3. The antireflection film according to claim 1, wherein a light transmittance or a total luminous transmittance of said antireflection film is in the range of 92-98%.

4. The antireflection film according to claim 2, wherein a light transmittance or a total luminous transmittance of said antireflection film is in the range of 92-98%.

5. The antireflection film according to claim 1, wherein a haze of said antireflection film is in the range of 0.1-0.5%.

6. The antireflection film according to claim 2, wherein a haze of said antireflection film is in the range of 0.1-0.5%.

7. The antireflection film according to claim 3, wherein a haze of said antireflection film is in the range of 0.1-0.5%.

8. The antireflection film according to claim 4, wherein a haze of said antireflection film is in the range of 0.1-0.5%.

9. The antireflection film according to claim 1, wherein low refractive index particles are included in said low refractive index layer.

10. The antireflection film according to claim 2, wherein low refractive index particles are included in said low refractive index layer.

11. The antireflection film according to claim 3, wherein low refractive index particles are included in said low refractive index layer.

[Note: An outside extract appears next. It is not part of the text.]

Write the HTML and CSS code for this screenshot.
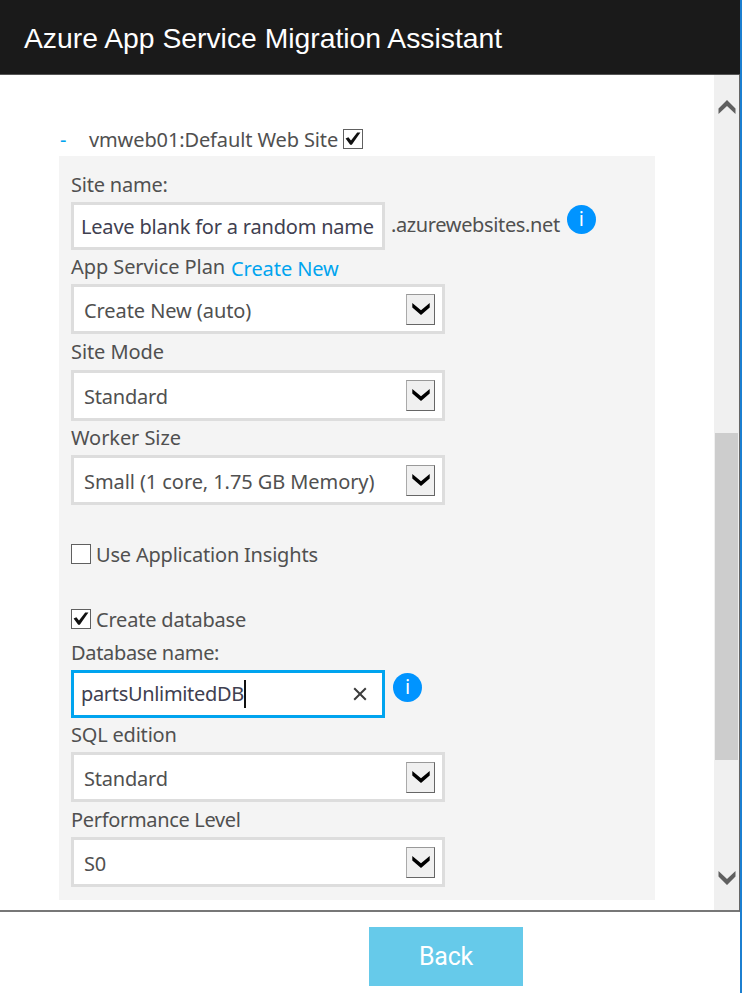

12. The antireflection film according to claim 5, wherein low refractive index particles are included in said low refractive index layer.

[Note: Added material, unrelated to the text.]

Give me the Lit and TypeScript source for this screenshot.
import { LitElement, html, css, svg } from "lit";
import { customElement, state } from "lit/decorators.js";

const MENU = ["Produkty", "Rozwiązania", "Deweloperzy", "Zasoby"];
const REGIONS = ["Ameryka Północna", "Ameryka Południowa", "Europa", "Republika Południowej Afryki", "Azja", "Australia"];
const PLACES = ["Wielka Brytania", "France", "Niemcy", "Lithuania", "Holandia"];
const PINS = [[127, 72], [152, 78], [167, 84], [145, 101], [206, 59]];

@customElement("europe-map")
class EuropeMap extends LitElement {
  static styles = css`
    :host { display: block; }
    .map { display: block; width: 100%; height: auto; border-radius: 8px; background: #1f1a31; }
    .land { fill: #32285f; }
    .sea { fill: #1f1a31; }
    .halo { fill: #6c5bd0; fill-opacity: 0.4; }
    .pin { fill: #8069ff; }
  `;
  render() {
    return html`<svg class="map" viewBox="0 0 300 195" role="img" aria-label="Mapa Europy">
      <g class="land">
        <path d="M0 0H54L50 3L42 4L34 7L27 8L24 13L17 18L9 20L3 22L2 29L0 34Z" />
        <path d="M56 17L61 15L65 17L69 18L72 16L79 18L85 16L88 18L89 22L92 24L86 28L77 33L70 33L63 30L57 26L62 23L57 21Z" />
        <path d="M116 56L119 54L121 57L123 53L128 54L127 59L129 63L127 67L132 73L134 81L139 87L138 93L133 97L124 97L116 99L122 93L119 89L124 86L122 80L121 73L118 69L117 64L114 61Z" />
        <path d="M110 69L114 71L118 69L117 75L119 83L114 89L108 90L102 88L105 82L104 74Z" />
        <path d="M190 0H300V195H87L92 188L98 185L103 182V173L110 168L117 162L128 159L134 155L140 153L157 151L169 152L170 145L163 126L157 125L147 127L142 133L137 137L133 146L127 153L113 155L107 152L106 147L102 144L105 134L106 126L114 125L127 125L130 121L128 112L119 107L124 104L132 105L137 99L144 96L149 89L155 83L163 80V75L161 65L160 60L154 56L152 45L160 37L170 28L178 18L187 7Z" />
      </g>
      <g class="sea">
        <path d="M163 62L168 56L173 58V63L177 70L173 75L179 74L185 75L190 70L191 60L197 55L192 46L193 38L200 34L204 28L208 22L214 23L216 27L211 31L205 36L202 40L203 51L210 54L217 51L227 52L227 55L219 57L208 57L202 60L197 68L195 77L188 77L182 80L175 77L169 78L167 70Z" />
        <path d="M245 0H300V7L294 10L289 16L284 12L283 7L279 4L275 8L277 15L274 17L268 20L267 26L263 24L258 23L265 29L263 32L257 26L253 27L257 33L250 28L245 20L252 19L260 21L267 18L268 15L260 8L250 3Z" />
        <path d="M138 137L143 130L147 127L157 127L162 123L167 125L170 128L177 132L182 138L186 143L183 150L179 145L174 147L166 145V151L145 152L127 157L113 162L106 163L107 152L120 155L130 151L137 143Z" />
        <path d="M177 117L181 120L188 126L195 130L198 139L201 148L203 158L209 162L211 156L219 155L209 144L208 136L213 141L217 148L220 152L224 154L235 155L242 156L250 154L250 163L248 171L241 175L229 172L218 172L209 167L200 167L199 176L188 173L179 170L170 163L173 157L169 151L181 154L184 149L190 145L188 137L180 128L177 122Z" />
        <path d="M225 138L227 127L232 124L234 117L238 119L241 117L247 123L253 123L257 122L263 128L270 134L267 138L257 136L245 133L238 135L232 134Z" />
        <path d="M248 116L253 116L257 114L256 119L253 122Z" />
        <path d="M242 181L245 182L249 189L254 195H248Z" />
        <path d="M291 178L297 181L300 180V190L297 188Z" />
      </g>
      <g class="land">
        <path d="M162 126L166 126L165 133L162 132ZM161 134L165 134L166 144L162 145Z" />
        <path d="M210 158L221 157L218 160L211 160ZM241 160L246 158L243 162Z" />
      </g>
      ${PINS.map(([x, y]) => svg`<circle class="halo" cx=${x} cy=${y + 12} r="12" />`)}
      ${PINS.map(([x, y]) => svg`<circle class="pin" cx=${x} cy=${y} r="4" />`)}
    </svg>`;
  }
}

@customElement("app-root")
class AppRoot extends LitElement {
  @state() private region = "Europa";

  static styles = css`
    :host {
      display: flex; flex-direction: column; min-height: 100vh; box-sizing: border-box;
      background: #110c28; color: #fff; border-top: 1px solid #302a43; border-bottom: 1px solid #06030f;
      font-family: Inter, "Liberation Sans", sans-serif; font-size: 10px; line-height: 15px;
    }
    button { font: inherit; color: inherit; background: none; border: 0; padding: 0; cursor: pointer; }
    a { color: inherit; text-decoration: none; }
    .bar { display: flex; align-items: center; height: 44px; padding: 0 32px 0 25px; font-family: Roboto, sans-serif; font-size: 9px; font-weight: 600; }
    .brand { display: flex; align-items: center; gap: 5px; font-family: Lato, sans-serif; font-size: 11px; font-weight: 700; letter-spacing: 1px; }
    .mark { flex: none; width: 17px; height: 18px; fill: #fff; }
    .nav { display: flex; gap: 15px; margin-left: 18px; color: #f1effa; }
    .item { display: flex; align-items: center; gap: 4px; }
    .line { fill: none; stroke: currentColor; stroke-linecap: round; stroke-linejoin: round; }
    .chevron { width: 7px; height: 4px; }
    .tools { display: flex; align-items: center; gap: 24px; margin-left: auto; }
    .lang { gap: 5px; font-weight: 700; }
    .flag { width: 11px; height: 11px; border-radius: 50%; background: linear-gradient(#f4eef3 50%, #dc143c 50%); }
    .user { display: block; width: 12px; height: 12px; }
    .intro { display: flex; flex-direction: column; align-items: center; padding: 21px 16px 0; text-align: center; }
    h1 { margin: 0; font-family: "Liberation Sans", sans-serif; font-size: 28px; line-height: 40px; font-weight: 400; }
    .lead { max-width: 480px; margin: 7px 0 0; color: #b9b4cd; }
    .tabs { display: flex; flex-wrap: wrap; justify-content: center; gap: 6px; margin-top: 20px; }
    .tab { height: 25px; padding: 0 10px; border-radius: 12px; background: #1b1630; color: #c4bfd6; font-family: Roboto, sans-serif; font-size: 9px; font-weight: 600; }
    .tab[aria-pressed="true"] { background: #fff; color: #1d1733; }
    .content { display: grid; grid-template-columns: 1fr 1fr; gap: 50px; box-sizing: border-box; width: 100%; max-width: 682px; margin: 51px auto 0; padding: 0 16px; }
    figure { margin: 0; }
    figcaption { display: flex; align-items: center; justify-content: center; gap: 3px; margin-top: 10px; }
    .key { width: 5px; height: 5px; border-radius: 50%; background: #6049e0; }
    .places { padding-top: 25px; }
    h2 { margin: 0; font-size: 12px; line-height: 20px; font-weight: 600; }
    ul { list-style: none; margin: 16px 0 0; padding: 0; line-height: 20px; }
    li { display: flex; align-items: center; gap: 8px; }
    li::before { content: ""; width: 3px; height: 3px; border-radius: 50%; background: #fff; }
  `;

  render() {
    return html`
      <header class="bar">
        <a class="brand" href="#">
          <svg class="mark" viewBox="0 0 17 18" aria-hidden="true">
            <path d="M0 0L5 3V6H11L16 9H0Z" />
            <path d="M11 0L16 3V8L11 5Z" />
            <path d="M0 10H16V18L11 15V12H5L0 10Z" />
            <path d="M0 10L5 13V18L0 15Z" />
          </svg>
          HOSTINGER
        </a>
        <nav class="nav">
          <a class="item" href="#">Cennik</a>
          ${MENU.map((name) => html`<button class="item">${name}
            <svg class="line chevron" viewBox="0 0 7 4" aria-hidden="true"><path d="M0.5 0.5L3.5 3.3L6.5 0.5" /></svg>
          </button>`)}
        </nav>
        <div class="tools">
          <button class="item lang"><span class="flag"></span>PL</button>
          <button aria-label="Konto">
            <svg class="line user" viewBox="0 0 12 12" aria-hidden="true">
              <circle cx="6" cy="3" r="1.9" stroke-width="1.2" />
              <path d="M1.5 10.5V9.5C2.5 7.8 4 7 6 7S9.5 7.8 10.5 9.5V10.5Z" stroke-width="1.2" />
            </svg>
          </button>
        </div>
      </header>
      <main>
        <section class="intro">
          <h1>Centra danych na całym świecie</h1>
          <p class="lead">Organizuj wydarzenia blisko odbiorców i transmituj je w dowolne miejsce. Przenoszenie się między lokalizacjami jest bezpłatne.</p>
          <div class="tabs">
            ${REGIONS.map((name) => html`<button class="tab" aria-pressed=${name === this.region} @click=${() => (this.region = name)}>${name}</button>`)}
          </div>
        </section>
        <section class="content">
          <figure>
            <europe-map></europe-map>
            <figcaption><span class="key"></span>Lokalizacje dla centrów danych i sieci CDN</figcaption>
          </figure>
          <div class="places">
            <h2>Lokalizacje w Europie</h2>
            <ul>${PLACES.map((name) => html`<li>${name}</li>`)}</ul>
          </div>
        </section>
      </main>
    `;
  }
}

13. The antireflection film according to claim 8, wherein low refractive index particles are included in said low refractive index layer.

14. A polarizing plate comprising said antireflection film according to claim 1.

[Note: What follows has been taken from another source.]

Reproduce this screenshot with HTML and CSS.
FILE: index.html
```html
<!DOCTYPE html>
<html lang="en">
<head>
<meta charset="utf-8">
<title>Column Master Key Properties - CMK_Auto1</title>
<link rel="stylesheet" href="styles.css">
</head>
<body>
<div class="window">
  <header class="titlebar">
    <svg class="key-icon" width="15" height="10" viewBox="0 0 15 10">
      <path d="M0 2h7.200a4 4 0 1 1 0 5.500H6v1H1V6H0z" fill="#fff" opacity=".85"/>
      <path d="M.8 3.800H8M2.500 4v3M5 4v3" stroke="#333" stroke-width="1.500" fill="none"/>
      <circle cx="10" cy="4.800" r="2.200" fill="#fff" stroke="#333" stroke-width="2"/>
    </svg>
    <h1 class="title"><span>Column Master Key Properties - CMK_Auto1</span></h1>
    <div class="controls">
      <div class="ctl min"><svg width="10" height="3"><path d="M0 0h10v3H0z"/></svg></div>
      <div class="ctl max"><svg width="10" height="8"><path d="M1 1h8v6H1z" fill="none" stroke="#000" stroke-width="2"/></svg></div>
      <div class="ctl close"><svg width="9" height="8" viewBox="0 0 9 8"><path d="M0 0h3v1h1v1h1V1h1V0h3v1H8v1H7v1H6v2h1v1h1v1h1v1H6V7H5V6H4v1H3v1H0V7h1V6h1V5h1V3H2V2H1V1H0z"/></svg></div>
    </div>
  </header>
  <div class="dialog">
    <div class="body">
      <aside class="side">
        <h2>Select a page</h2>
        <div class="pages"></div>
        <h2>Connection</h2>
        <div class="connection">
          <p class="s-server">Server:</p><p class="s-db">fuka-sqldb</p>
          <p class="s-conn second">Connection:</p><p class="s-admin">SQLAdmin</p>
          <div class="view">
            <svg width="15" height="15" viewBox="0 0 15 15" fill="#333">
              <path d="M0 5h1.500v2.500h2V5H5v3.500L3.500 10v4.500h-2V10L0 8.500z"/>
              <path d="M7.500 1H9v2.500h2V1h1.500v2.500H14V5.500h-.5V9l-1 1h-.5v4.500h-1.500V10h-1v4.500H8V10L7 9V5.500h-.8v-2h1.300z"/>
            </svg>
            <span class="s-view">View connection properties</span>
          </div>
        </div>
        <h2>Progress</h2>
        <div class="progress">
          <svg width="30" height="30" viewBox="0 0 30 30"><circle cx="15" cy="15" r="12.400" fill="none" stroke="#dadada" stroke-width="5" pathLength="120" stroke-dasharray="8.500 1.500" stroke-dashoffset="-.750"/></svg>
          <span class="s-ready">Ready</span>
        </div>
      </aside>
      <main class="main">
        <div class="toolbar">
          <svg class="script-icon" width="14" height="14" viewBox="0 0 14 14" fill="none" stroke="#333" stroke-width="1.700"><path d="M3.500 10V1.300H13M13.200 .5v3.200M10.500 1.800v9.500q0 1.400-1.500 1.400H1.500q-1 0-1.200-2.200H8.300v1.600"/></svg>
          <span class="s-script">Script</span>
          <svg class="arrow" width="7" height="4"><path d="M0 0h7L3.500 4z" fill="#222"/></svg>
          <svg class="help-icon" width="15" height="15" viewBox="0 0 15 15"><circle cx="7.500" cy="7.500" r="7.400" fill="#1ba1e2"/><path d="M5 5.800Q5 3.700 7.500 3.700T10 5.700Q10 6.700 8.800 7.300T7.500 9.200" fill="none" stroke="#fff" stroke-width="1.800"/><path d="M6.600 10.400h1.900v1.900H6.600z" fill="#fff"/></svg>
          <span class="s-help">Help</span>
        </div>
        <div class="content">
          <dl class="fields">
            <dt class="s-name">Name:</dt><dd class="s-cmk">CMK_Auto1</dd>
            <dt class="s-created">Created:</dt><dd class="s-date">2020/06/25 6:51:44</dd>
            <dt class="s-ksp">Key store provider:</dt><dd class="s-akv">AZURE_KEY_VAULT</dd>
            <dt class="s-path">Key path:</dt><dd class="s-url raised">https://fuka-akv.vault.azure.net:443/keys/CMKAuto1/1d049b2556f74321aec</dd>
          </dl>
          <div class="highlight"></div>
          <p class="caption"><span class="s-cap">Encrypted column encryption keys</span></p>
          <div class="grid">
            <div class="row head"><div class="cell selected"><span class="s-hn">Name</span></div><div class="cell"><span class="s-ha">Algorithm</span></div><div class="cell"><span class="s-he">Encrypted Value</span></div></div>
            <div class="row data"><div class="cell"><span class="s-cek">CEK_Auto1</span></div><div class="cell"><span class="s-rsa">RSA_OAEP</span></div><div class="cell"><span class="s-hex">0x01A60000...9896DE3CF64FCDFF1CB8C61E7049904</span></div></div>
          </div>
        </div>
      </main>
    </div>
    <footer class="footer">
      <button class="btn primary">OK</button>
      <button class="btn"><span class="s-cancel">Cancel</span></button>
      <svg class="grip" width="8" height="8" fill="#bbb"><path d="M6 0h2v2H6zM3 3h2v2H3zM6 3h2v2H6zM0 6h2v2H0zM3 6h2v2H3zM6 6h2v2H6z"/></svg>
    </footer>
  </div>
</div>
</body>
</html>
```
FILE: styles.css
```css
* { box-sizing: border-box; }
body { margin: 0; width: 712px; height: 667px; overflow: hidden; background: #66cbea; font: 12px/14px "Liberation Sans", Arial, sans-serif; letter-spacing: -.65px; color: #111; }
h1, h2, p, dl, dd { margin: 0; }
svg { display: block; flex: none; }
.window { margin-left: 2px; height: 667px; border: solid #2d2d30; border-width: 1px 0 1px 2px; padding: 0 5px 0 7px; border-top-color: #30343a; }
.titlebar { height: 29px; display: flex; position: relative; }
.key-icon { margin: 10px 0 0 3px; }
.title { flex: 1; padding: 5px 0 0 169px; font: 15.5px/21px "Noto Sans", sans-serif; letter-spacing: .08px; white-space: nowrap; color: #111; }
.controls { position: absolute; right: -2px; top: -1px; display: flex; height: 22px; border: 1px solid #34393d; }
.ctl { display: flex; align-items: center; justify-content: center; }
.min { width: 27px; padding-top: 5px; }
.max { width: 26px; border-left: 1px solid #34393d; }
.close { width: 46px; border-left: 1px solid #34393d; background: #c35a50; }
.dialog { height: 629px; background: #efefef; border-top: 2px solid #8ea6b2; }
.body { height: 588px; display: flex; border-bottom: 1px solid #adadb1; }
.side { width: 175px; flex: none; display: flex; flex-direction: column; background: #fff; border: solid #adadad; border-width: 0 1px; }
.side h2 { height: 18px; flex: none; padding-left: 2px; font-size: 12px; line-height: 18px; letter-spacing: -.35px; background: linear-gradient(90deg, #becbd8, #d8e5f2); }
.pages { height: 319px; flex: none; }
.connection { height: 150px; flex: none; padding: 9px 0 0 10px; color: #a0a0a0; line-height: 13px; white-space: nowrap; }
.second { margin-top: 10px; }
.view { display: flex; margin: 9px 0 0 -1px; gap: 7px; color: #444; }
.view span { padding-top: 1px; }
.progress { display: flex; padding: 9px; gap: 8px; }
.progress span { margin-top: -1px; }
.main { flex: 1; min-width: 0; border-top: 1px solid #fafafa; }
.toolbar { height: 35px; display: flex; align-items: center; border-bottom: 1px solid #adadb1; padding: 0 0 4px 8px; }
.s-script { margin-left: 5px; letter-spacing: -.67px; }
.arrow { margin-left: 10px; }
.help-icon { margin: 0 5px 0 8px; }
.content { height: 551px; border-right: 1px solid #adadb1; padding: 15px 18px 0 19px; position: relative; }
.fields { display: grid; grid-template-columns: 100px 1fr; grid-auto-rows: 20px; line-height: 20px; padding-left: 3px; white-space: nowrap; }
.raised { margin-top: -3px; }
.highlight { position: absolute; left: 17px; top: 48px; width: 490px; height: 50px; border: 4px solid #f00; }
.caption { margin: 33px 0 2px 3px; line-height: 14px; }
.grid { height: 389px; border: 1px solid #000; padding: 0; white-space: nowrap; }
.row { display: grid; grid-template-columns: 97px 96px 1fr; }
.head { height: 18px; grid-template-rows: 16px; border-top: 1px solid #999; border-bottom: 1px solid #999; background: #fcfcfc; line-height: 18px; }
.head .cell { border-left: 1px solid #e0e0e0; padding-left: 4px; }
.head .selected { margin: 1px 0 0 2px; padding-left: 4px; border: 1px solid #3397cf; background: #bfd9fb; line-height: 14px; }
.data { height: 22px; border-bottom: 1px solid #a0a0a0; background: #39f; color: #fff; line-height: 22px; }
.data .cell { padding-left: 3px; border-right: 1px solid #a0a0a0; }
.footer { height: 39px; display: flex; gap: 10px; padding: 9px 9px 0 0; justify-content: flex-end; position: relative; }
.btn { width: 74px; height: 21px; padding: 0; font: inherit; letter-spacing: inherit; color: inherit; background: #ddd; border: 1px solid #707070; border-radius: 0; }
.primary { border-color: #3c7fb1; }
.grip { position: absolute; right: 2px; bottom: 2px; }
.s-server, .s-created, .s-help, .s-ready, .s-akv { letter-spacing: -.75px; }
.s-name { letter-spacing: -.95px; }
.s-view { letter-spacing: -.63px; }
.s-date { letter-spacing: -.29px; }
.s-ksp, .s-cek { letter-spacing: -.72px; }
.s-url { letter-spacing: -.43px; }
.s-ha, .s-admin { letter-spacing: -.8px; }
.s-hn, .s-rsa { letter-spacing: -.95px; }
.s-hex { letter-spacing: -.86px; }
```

15. A polarizing plate comprising said antireflection film according to claim 2.

16. A polarizing plate comprising said antireflection film according to claim 3.

17. A polarizing plate comprising said antireflection film according to claim 5.

18. A polarizing plate comprising said antireflection film according to claim 13.

19. A display device comprising said antireflection film according to claim 1.

20. A display device comprising said antireflection film according to claim 13.